Beam Suntory (or Beam Inc. as it was called, before its takeover by Suntory in early 2014), owner of Laphraoig, Courvoisier, Sauza tequila, Jim Beam, Maker’s Mark, Knob Creek, and many other fine spirits know this very well. Knob Creek is aged nine years (significantly more than the legally required minimum of two-years aging for bourbons) and their volume forecasts for 2009, which determined their production in 2000, were way below what demand turned out to be. (Personally, I put this down to the launch of the TV series Mad Men in 2007 and the lead character, Don Draper’s affection for the bourbon-based cocktail, the Old Fashioned. But this may be a case of a self-serving bias, leading me to see my occupation as more influential than it really is. The growth of export markets is probably a more important factor).
In 2007 the team at Maker’s Mark planned production for their six-year aged brand. Like Knob Creek four years earlier, Maker’s Mark didn’t have enough inventory to meet drinkers’ demand. (I’ll continue with my Mad Men hypothesis—2007 was the year the first season started—by 2013 it was a global phenomenon, and a tastemaker for anyone likely to be drinking premium spirits.)
Each brand took a very different approach to deal with its respective short-age. The typical reaction of most marketers to having no product to sell would be to reel in marketing and advertising spend to an absolute minimum. In 2009 Knob Creek did the opposite—running a campaign to celebrate their supply shortage. Ads showing the last drops being poured from an empty bottle ran with a headline saying, “Thanks for nothing.” The brand’s most loyal drinkers were given T-shirts that said “I survived the drought of 2009” and a letter that thanked them for creating the “‘situation’ here at the distillery” which had led then to running out of Knob Creek. The well-crafted letter went on to reassure them that normal service would return soon without any compromise to quality:
Keep in mind that our next batch will be fully matured and ready to go this November (we’d bottle it now to boost supply, but then it wouldn’t be aged a full 9 years, and it wouldn’t really be Knob Creek).
The letter closed with a final nod to scarcity to stoke anticipation for the new batch.
Now, hang in there and cherish every drop of Knob Creek like it’s the last, because, well, it could be. Until November anyway.
While not having access to sales figures, my guess would be that this approach helped Knob Creek become an even stronger brand when the drought ended and supply and demand were realigned.
Maker’s Mark took another route. Realizing that it wouldn’t have enough spirit to meet demand, it came up with a strategy to help it boost supply by 6%. Bill Samuels Jr., the son of the brand’s founder, announced on February 11, 2013, that they would dilute the spirit from 45% alcohol (90 proof) to 42% alcohol (84 proof). They insisted that drinkers wouldn’t notice the change, as “even Maker’s Mark’s professional taste testers couldn’t tell the difference.”
One week later, after considerable outcry from their customers, Samuels announced that they were reversing the decision. He noted, in a letter that was posted online:
The unanticipated dramatic growth rate of Maker’s Mark is a good problem to have, and we appreciate some of you telling us you’d even put up with occasional shortages.

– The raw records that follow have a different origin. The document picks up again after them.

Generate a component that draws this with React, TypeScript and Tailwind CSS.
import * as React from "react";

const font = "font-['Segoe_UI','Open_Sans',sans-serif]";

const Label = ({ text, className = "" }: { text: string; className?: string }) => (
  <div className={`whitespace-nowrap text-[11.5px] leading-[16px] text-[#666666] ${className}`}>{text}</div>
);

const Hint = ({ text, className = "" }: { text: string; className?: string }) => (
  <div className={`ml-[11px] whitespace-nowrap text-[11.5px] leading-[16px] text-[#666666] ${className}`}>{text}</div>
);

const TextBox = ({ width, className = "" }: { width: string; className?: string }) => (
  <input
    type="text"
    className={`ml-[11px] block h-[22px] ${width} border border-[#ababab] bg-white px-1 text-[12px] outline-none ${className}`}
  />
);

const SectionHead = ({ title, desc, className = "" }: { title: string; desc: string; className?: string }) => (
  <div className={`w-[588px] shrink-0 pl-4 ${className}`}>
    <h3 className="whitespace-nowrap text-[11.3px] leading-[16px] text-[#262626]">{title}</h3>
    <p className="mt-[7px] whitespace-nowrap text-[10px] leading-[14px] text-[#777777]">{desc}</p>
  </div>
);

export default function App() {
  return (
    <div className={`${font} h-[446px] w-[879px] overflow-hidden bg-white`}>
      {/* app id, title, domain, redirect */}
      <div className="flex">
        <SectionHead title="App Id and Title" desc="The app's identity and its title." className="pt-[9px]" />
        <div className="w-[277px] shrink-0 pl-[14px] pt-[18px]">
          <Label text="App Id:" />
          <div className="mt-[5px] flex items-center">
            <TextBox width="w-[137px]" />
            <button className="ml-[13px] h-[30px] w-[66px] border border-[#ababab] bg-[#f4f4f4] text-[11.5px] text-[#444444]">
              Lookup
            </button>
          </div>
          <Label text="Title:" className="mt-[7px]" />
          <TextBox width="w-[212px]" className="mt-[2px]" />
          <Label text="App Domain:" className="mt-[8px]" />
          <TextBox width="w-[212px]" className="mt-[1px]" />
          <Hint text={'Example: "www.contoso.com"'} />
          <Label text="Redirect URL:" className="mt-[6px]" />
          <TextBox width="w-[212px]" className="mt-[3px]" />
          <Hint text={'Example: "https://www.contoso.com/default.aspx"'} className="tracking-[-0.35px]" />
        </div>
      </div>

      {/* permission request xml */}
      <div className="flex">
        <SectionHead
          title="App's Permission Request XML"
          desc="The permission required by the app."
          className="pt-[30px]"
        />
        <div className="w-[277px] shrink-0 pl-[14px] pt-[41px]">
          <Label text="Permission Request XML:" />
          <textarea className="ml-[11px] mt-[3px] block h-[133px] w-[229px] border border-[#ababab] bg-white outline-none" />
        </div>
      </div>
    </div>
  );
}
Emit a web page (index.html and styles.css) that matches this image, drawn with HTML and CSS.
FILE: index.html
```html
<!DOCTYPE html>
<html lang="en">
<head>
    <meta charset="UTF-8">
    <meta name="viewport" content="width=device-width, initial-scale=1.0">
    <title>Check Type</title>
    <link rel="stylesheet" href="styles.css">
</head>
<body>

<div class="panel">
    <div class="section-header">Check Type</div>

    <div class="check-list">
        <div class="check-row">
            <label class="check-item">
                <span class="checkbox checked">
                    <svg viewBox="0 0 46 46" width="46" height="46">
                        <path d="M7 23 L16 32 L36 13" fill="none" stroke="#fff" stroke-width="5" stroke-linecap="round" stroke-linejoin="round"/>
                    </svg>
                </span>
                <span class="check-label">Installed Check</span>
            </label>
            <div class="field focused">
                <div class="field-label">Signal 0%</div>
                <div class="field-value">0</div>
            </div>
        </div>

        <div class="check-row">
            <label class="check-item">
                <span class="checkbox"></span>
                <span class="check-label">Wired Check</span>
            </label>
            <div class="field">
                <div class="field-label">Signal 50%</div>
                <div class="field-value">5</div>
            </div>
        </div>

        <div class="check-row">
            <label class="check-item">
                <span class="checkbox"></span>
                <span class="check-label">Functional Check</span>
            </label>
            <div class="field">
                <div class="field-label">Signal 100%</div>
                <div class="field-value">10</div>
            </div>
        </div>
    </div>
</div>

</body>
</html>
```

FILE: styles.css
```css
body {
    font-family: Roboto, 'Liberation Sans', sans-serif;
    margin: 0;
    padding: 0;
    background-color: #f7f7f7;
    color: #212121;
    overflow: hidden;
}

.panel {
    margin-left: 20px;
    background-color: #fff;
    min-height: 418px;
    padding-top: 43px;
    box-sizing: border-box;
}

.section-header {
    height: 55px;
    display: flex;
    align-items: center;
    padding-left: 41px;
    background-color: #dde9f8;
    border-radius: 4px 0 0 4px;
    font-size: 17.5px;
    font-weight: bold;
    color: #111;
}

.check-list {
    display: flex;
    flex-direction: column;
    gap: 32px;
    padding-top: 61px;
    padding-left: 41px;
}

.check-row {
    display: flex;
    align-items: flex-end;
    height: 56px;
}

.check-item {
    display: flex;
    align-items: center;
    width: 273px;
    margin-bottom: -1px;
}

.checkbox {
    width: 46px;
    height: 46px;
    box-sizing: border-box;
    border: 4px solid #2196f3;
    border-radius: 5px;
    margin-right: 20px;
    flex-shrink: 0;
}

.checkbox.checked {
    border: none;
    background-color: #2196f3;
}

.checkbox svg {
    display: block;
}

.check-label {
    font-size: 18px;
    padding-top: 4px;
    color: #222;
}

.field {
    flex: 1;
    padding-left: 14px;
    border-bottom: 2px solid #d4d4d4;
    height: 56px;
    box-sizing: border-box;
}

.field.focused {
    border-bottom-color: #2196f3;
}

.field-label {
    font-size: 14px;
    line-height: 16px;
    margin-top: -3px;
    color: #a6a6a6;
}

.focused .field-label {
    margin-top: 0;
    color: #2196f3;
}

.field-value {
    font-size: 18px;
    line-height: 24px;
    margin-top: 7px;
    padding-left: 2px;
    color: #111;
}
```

Even for the brand’s loyal drinkers, waiting was a preferable option to dilution.
This apparent discrepancy—preferring to not have something instead of having a lesser version—reveals another interesting aspect of scarcity. We talked about our desire for “now” earlier in the book, and we’ll see later how we find it difficult to muster the self-control to put off consuming things immediately, even when there are benefits in the delay. When a product is in limited supply and people accept that they have to wait, the result can have a surprising emotional upside.

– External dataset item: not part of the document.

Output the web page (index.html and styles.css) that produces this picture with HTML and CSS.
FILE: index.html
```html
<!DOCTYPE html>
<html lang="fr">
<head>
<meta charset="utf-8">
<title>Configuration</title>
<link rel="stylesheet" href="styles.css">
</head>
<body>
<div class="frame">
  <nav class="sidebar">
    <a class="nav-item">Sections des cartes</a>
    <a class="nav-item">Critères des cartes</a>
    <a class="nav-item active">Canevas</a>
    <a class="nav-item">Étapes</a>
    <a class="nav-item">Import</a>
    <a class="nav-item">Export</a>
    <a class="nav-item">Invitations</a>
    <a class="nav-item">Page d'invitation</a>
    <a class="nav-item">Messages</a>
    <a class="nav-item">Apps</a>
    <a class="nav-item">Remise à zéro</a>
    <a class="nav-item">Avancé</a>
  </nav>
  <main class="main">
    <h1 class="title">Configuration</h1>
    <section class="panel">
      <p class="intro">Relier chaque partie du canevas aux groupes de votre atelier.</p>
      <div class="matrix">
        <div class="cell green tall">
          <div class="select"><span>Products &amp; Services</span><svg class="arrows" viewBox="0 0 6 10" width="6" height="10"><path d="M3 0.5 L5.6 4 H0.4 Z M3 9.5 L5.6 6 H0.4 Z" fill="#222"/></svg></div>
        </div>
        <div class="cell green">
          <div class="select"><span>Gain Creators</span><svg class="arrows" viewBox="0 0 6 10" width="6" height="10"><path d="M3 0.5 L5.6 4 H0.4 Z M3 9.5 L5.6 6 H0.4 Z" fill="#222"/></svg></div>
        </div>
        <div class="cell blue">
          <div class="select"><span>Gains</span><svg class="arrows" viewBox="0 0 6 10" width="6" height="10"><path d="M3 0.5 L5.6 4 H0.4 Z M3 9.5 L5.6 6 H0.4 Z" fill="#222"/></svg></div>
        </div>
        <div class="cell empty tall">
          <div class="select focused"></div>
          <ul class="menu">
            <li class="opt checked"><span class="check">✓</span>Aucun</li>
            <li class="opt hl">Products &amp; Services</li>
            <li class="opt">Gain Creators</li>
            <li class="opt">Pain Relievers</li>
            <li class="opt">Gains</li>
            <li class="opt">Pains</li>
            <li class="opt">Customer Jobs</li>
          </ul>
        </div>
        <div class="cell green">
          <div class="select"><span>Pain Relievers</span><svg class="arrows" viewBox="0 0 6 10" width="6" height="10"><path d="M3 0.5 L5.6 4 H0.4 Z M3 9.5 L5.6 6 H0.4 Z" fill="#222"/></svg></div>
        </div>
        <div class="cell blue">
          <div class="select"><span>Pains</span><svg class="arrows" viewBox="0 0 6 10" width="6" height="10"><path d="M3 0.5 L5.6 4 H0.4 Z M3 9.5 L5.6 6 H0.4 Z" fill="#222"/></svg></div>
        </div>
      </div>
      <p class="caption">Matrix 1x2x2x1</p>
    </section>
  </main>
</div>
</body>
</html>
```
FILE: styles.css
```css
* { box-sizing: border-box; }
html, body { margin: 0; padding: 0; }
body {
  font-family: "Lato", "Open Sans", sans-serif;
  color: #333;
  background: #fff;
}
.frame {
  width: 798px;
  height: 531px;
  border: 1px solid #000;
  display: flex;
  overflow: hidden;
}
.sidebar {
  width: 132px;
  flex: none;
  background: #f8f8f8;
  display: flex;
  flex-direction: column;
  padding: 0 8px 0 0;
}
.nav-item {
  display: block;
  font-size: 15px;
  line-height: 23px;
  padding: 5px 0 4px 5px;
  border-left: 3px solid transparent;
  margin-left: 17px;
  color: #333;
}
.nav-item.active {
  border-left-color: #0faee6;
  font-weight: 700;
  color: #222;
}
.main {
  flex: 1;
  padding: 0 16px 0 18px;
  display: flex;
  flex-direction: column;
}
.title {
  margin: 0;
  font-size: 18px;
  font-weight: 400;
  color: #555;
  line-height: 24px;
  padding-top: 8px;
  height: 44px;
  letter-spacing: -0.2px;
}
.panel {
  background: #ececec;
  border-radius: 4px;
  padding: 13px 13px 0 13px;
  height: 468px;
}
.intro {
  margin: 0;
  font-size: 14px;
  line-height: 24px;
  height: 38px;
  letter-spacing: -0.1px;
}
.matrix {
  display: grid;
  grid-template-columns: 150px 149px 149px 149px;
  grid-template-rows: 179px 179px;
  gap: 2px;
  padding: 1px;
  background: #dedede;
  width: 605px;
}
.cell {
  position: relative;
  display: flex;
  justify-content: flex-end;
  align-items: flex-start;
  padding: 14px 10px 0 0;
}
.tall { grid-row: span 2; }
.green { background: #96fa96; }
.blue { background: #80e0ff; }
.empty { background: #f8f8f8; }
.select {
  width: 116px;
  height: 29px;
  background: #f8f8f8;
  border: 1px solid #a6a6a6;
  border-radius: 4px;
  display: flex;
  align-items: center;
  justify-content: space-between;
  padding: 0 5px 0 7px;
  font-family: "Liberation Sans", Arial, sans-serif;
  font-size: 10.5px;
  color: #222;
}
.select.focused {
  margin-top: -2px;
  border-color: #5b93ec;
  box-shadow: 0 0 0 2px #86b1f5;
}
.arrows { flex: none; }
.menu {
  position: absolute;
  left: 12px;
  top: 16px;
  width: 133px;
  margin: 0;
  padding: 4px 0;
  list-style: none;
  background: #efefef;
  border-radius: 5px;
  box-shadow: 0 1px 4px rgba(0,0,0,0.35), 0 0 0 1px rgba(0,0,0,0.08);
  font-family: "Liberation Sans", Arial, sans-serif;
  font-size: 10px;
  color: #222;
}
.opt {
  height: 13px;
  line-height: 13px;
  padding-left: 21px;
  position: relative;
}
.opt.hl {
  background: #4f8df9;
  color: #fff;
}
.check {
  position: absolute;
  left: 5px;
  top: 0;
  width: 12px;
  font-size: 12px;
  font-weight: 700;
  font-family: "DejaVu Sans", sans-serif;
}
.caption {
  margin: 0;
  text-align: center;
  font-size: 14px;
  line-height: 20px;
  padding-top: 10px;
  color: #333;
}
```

Anticipation is a powerful force. While the anticipation of bad things is often more stressful and painful than the event itself, the anticipation of something positive often trumps how we feel about the actual experience.
Researchers from the Netherlands looked at this phenomenon by measuring the happiness of a sample of “vacation-takers,” and compared them to a control group of people who were not taking a vacation over the period of the research.

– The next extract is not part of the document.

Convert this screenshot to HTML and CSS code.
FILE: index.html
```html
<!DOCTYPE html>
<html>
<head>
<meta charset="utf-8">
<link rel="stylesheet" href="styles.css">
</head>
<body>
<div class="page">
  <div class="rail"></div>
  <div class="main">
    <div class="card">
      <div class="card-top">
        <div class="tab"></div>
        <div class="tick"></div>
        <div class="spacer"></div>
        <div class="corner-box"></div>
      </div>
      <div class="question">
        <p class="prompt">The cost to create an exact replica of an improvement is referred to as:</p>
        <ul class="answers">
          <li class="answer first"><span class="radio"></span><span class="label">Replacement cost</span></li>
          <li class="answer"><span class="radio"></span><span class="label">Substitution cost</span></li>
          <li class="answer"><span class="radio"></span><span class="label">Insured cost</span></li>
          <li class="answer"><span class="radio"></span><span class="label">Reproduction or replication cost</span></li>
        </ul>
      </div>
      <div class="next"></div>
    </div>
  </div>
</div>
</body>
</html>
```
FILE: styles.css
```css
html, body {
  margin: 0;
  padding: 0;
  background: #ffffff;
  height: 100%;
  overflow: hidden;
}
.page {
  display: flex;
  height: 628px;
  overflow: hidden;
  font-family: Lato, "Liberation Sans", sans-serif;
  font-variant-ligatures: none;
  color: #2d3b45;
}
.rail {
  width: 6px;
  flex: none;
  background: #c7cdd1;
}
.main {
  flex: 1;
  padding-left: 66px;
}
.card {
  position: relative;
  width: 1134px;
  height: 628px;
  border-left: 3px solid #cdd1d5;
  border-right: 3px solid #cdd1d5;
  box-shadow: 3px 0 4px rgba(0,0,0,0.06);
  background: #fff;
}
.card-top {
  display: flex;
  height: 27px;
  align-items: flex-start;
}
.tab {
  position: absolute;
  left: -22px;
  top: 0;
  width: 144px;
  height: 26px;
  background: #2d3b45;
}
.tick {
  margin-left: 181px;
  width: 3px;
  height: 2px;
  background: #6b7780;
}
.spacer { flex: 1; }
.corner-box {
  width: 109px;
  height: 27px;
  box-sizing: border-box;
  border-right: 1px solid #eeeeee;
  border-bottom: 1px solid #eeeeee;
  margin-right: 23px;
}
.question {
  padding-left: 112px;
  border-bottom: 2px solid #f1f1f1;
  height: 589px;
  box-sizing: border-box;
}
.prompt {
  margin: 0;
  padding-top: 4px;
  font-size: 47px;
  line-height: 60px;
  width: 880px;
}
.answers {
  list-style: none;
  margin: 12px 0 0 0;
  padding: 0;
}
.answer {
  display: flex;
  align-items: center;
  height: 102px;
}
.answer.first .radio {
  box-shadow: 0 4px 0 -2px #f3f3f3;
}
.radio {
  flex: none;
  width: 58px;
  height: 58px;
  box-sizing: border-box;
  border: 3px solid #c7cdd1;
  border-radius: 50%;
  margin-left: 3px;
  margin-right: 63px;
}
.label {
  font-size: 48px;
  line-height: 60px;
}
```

The broad finding was that the vacationers appeared no happier than the non-vacationers, but they were happier during the period where they anticipated the vacation. Jeroen Nawijn, who led the research, said in an interview with The New York Times:
The practical lesson for an individual is that you derive most of your happiness from anticipating the holiday trip…. What you can do is try to increase that by taking more trips per year. If you have a two-week holiday you can split it up and have two one-week holidays. You could try to increase the anticipation effect by talking about it more and maybe discussing it online.
While every product experience isn’t as much fun to anticipate as a vacation, there are a couple of interesting take-away points for marketers here. As Mr. Nawijn suggests, anticipation is increased by discussion, so encouraging potential choosers to discuss what they will do with your product could be a way to increase emotional engagement. Another point is that breaking an experience down comes with emotional benefits. Two one-week vacations will yield more overall happiness than one two-week trip. How can marketers make one block experience of your product a number of smaller or shorter ones?
I think of scarcity almost as a super food in the world of influence strategies. It does many different things. It makes a product seem superior, because it suggests demand outstrips supply. It carries implied social proof—because we figure that if something is scarce, demand must have been high. For example, the opening line of the Knob Creek ad I mentioned earlier reads, “You see, because we have so many loyal customers out there, demand for Knob Creek Bourbon has finally outstripped supply.” Scarcity has the power to get people to think about future consumption and, through anticipation, experience it in a positive and emotional way. By appealing to our fear of missing out, scarcity drives action. Not bad for something that has its origins in human nature and our intuitions around loss.